Quiznos theoretically could still have a bright outcome. Even a bankruptcy, should it come to pass, might not be the end of the line. Though it may remain a zombie for who knows how long, it's not a stretch to imagine a rebirth — eventually.
"The restaurant world is littered with chains that continue to hang on, long after they, for all intents and purposes, should be dead," says Jonathan Maze, editor at Restaurant Finance Monitor.
For one, he says, that's because brands are hard to destroy altogether. It happens, but lifelines get thrown, too. One case for the latter is Schlotzsky's, another sandwich maker that had a bankruptcy in the mid-2000s.
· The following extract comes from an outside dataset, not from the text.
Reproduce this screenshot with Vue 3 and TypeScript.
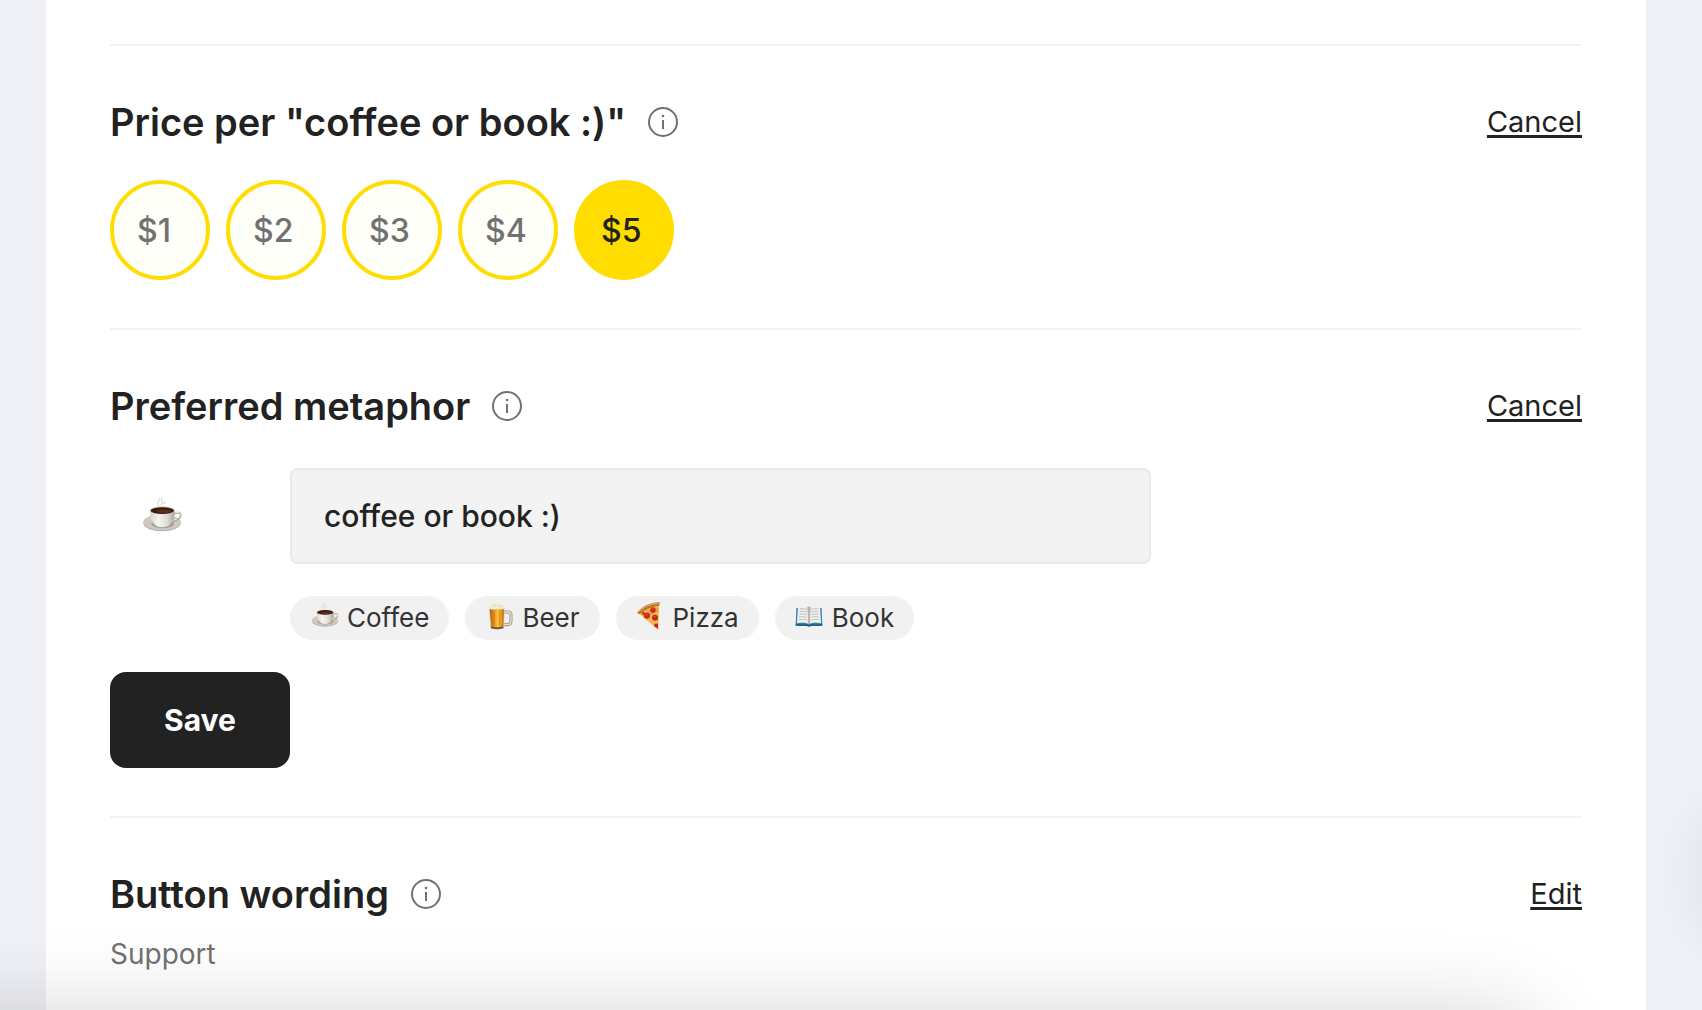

It's bounced back, rebuilt and become part of Roark Capital Group, an Atlanta-based private equity firm with numerous food interests, including Auntie Anne's and Cinnabon. (Incidentally, pizza seller Sbarro may be next in the restructuring line.)
Second, Maze says the franchise-heavy nature of Quiznos, which wasn't necessarily always discriminating about the suitability of its owners, factors in to its future viability, as well.
"Those franchisees, I guarantee you, there are some out there that will hang on as long as they possibly can," he says. They've potentially put their life savings into the store, so it's not something to simply walk away from. Perhaps patience will reward them, if they can hold on. However, not everyone's had a choice in the matter. "A lot of people have lost a lot of money investing in Quiznos over the years," he adds.
Maze has a few ideas on how Quiznos could dig itself out of its hole. Beyond the big one, repairing its financials, he advocated a simpler menu — although it's making a questionable bet on pasta — and retooling how it supplies the franchises. Quiznos relies heavily on revenue from selling food to the stores. A better way, he believes, would be a purchasing co-op, a method Yum Brands (YUM), the owner of KFC, Taco Bell and Pizza Hut, employs in the U.S.
Quiznos' public relations firm didn't respond to two emailed requests for comment.
The sandwich chains at large find themselves in the right place at the right time. Smarter eating is in, and all manner of restaurants are trying to capitalize on it, from egg whites at McDonald's (MCD) to talk of an in-house fast-casual offering at DineEquity's (DIN) IHOP. The fast-casual restaurants, Chipotle (CMG) being most emblematic, often promise diners a mix of better ingredients and conscientious business practices, while charging a higher price than fast-food stores such as Burger King (BKW). That model is working, as traffic to the fast casuals grew smartly last year and beat the other restaurant segments.
Clearly, sandwiches lend themselves to customization, another top trend in the eating-out arena. What's perhaps more crucial is that, right now, consumers perceive sandwich chains to be healthier, Sam Oches, editor of QSR Magazine, says. "They generally find that they're more satisfied in the convenience of sandwich chains, in the speed, in the innovation of sandwich chains," he says.
Both he and Maze believe the sandwich shops have further to go in terms of populating our towns, which, let's not forget, are also home to any number of local delis. Oches says that's especially true for chains that manage to stand out, whether through means such as delivery at Jimmy Johns or efficiency at Subway.
"There's certainly room to grow in this market so long as you stick to a unique position," he says. "So long as you can create something different from those competitors that consumers can really grasp on to and appreciate."
Unlike the others?
Potbelly's entered the crucible of Wall Street, so in addition to competitors, it's got analysts and investors to fret about. The Chicago-based company went public last year, and in terms of its share price, it's been nearly all downhill ever since. It still expects growth many companies would envy, but it's also richly valued, even after dropping from above $33 to around $20.
The company makes clear it wants to be known as a neighborhood-relevant store, with fresh vegetables and all-natural chicken served amid wood-heavy décor while musicians play in the background. Considering how it slid after its recent earnings, it's entirely likely at least some stockholders are wondering how high the odds are it truly can separate from the pack.
For now, it's like Quiznos only in that it sells sandwiches, but little else is similar. "Potbelly is fundamentally different from Quiznos because it's mostly company owned," Maze says. Of its roughly 300 stores, less than 10% are franchised. It also has only a small amount of debt outstanding.
If it does ever decide to rapidly increase its franchised makeup, it can remember at least one lesson of Quiznos.
"You've got to make sure your operators are profitable," Maze says. "If your operators are not profitable, eventually it comes home to roost. You'll have angry operators. They won't develop, they won't build new units. Ultimately, you have a hard time attracting new operators."